Task brief: Output each entry below as it stands, leaving out every picture.

··· Material provided ···

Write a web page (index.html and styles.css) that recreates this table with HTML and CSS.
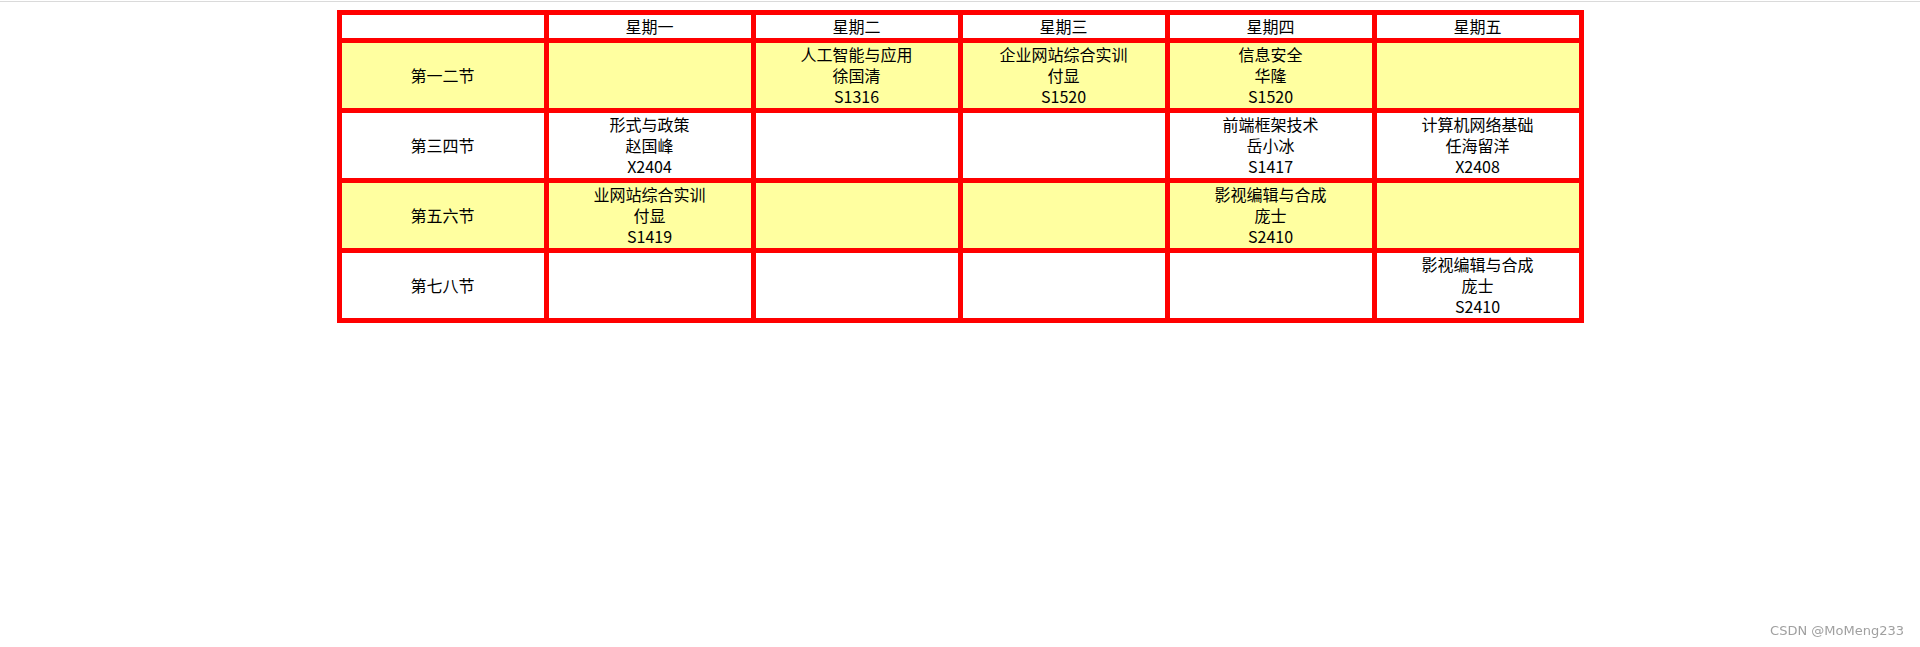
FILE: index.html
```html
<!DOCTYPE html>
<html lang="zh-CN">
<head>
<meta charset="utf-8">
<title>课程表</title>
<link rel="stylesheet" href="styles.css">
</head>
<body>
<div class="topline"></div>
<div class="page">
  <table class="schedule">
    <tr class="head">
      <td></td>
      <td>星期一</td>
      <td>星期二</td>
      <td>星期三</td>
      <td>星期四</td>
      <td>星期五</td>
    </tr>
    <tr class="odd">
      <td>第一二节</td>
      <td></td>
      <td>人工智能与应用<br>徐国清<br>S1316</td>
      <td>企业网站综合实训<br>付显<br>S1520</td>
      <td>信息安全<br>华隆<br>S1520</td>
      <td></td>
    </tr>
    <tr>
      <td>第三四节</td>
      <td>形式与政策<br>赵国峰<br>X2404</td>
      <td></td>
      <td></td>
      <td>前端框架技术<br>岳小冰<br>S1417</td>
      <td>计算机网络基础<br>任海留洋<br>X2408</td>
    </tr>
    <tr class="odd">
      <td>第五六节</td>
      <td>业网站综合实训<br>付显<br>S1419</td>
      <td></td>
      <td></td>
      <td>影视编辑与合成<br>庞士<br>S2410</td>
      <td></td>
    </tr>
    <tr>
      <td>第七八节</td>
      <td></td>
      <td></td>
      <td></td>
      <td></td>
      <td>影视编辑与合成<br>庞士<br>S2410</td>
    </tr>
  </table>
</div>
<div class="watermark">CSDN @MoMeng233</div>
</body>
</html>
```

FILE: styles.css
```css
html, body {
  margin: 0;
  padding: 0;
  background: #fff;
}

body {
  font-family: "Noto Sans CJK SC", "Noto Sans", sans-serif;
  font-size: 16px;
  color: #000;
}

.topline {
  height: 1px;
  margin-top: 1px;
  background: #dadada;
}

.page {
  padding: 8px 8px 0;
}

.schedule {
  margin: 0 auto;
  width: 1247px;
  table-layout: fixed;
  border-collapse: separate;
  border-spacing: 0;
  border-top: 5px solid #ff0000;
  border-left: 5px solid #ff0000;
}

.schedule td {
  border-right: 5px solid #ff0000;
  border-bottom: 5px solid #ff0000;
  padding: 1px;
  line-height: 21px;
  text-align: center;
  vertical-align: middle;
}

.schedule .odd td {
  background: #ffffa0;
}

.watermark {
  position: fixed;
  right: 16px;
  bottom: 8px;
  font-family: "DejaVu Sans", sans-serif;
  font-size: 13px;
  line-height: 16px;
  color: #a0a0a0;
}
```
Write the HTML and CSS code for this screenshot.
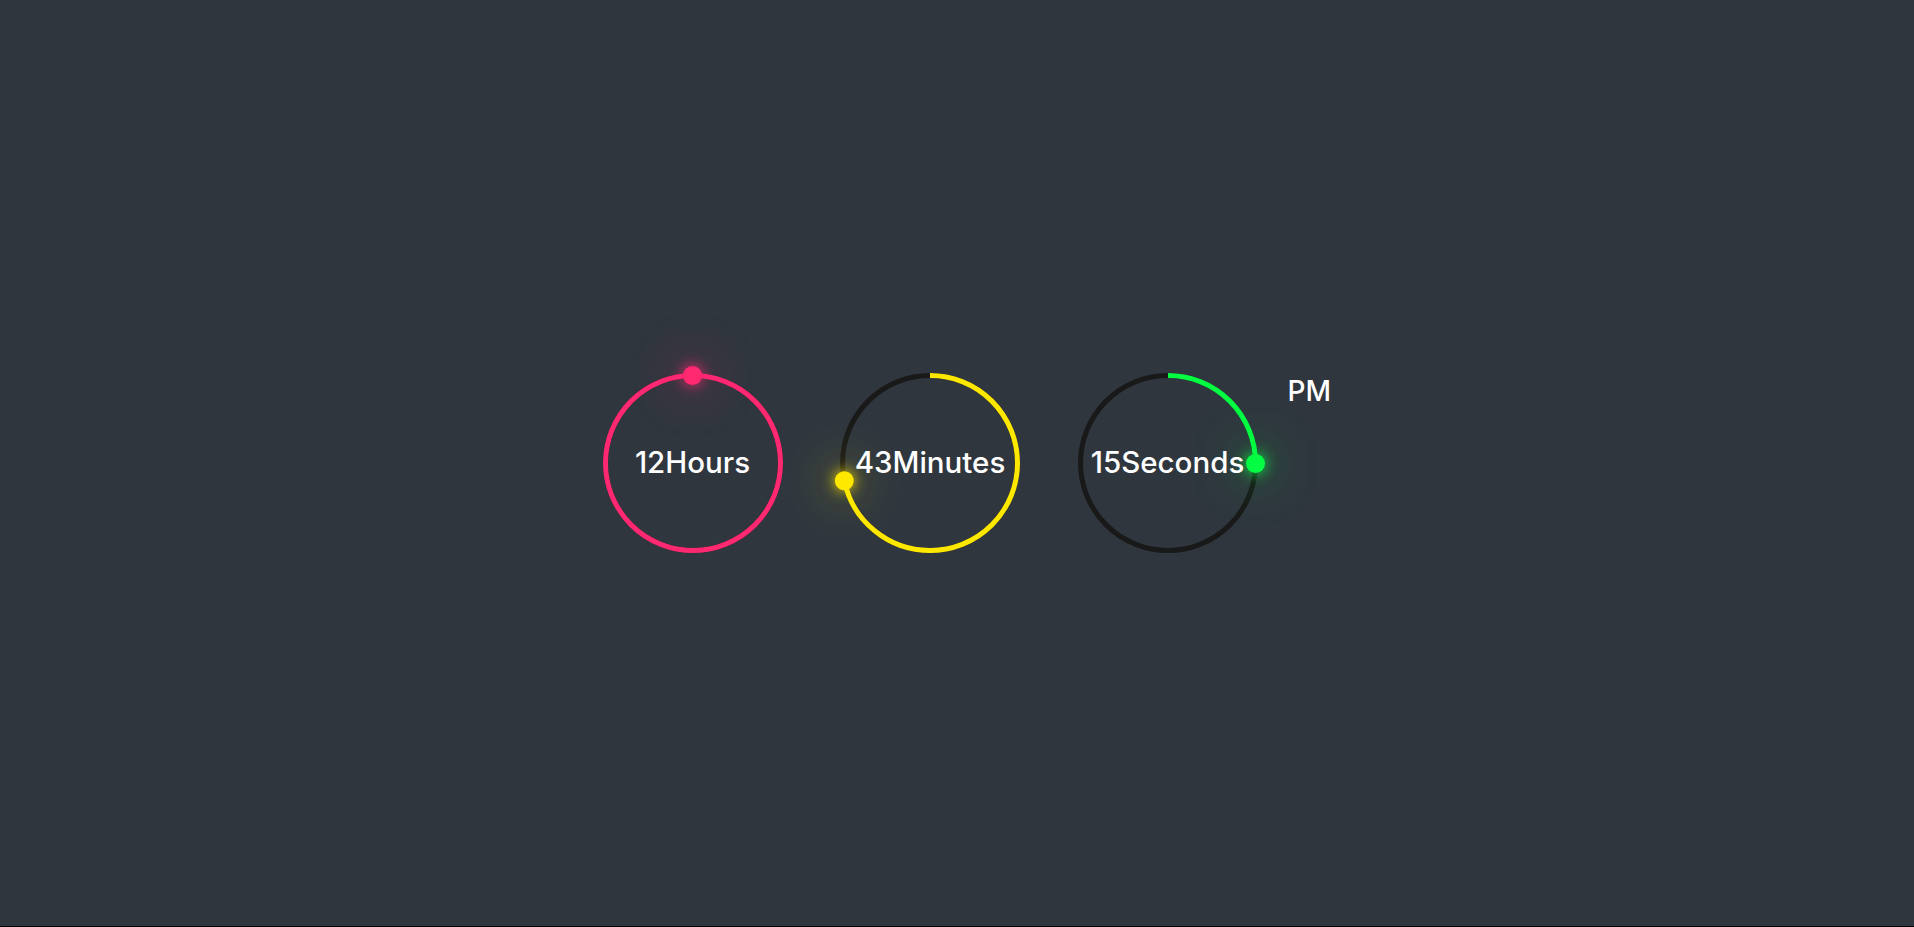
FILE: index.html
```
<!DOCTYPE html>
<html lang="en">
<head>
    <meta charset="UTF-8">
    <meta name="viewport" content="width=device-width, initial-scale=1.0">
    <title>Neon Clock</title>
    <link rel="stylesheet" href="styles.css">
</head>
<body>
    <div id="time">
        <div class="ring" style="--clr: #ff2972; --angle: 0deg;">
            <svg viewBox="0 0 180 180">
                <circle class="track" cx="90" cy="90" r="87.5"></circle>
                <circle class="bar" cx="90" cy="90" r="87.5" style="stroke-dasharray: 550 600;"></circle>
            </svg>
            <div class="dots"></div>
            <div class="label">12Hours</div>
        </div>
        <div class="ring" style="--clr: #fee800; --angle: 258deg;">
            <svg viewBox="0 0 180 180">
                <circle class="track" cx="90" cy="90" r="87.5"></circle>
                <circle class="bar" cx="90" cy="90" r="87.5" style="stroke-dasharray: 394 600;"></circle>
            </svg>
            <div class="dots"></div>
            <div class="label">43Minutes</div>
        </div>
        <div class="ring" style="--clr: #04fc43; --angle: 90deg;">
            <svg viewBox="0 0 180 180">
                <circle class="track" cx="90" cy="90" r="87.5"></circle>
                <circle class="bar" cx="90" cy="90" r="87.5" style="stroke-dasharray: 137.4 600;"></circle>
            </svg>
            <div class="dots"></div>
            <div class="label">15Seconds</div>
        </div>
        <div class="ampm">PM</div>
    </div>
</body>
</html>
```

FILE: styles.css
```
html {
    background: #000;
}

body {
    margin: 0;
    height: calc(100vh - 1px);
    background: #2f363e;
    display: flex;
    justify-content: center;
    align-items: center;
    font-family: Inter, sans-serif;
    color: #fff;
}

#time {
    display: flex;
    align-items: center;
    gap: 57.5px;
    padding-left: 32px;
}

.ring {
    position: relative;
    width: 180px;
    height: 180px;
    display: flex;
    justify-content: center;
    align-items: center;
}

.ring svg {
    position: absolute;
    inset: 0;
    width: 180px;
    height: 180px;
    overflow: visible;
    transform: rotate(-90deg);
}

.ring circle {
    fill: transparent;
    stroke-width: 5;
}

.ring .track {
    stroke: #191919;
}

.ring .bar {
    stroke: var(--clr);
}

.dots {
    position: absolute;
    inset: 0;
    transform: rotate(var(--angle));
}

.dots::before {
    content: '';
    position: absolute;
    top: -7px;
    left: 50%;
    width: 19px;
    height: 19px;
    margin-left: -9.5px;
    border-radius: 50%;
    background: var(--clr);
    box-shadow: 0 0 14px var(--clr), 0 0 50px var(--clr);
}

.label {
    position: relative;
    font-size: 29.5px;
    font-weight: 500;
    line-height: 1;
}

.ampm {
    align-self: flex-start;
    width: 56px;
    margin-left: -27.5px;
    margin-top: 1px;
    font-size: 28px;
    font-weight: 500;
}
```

···

Exercise response:
Write a web page (index.html and styles.css) that recreates this table with HTML and CSS.
FILE: index.html
```html
<!DOCTYPE html>
<html lang="zh-CN">
<head>
<meta charset="utf-8">
<title>课程表</title>
<link rel="stylesheet" href="styles.css">
</head>
<body>
<div class="topline"></div>
<div class="page">
  <table class="schedule">
    <tr class="head">
      <td></td>
      <td>星期一</td>
      <td>星期二</td>
      <td>星期三</td>
      <td>星期四</td>
      <td>星期五</td>
    </tr>
    <tr class="odd">
      <td>第一二节</td>
      <td></td>
      <td>人工智能与应用<br>徐国清<br>S1316</td>
      <td>企业网站综合实训<br>付显<br>S1520</td>
      <td>信息安全<br>华隆<br>S1520</td>
      <td></td>
    </tr>
    <tr>
      <td>第三四节</td>
      <td>形式与政策<br>赵国峰<br>X2404</td>
      <td></td>
      <td></td>
      <td>前端框架技术<br>岳小冰<br>S1417</td>
      <td>计算机网络基础<br>任海留洋<br>X2408</td>
    </tr>
    <tr class="odd">
      <td>第五六节</td>
      <td>业网站综合实训<br>付显<br>S1419</td>
      <td></td>
      <td></td>
      <td>影视编辑与合成<br>庞士<br>S2410</td>
      <td></td>
    </tr>
    <tr>
      <td>第七八节</td>
      <td></td>
      <td></td>
      <td></td>
      <td></td>
      <td>影视编辑与合成<br>庞士<br>S2410</td>
    </tr>
  </table>
</div>
<div class="watermark">CSDN @MoMeng233</div>
</body>
</html>
```

FILE: styles.css
```css
html, body {
  margin: 0;
  padding: 0;
  background: #fff;
}

body {
  font-family: "Noto Sans CJK SC", "Noto Sans", sans-serif;
  font-size: 16px;
  color: #000;
}

.topline {
  height: 1px;
  margin-top: 1px;
  background: #dadada;
}

.page {
  padding: 8px 8px 0;
}

.schedule {
  margin: 0 auto;
  width: 1247px;
  table-layout: fixed;
  border-collapse: separate;
  border-spacing: 0;
  border-top: 5px solid #ff0000;
  border-left: 5px solid #ff0000;
}

.schedule td {
  border-right: 5px solid #ff0000;
  border-bottom: 5px solid #ff0000;
  padding: 1px;
  line-height: 21px;
  text-align: center;
  vertical-align: middle;
}

.schedule .odd td {
  background: #ffffa0;
}

.watermark {
  position: fixed;
  right: 16px;
  bottom: 8px;
  font-family: "DejaVu Sans", sans-serif;
  font-size: 13px;
  line-height: 16px;
  color: #a0a0a0;
}
```
Write the HTML and CSS code for this screenshot.
FILE: index.html
```
<!DOCTYPE html>
<html lang="en">
<head>
    <meta charset="UTF-8">
    <meta name="viewport" content="width=device-width, initial-scale=1.0">
    <title>Neon Clock</title>
    <link rel="stylesheet" href="styles.css">
</head>
<body>
    <div id="time">
        <div class="ring" style="--clr: #ff2972; --angle: 0deg;">
            <svg viewBox="0 0 180 180">
                <circle class="track" cx="90" cy="90" r="87.5"></circle>
                <circle class="bar" cx="90" cy="90" r="87.5" style="stroke-dasharray: 550 600;"></circle>
            </svg>
            <div class="dots"></div>
            <div class="label">12Hours</div>
        </div>
        <div class="ring" style="--clr: #fee800; --angle: 258deg;">
            <svg viewBox="0 0 180 180">
                <circle class="track" cx="90" cy="90" r="87.5"></circle>
                <circle class="bar" cx="90" cy="90" r="87.5" style="stroke-dasharray: 394 600;"></circle>
            </svg>
            <div class="dots"></div>
            <div class="label">43Minutes</div>
        </div>
        <div class="ring" style="--clr: #04fc43; --angle: 90deg;">
            <svg viewBox="0 0 180 180">
                <circle class="track" cx="90" cy="90" r="87.5"></circle>
                <circle class="bar" cx="90" cy="90" r="87.5" style="stroke-dasharray: 137.4 600;"></circle>
            </svg>
            <div class="dots"></div>
            <div class="label">15Seconds</div>
        </div>
        <div class="ampm">PM</div>
    </div>
</body>
</html>
```

FILE: styles.css
```
html {
    background: #000;
}

body {
    margin: 0;
    height: calc(100vh - 1px);
    background: #2f363e;
    display: flex;
    justify-content: center;
    align-items: center;
    font-family: Inter, sans-serif;
    color: #fff;
}

#time {
    display: flex;
    align-items: center;
    gap: 57.5px;
    padding-left: 32px;
}

.ring {
    position: relative;
    width: 180px;
    height: 180px;
    display: flex;
    justify-content: center;
    align-items: center;
}

.ring svg {
    position: absolute;
    inset: 0;
    width: 180px;
    height: 180px;
    overflow: visible;
    transform: rotate(-90deg);
}

.ring circle {
    fill: transparent;
    stroke-width: 5;
}

.ring .track {
    stroke: #191919;
}

.ring .bar {
    stroke: var(--clr);
}

.dots {
    position: absolute;
    inset: 0;
    transform: rotate(var(--angle));
}

.dots::before {
    content: '';
    position: absolute;
    top: -7px;
    left: 50%;
    width: 19px;
    height: 19px;
    margin-left: -9.5px;
    border-radius: 50%;
    background: var(--clr);
    box-shadow: 0 0 14px var(--clr), 0 0 50px var(--clr);
}

.label {
    position: relative;
    font-size: 29.5px;
    font-weight: 500;
    line-height: 1;
}

.ampm {
    align-self: flex-start;
    width: 56px;
    margin-left: -27.5px;
    margin-top: 1px;
    font-size: 28px;
    font-weight: 500;
}
```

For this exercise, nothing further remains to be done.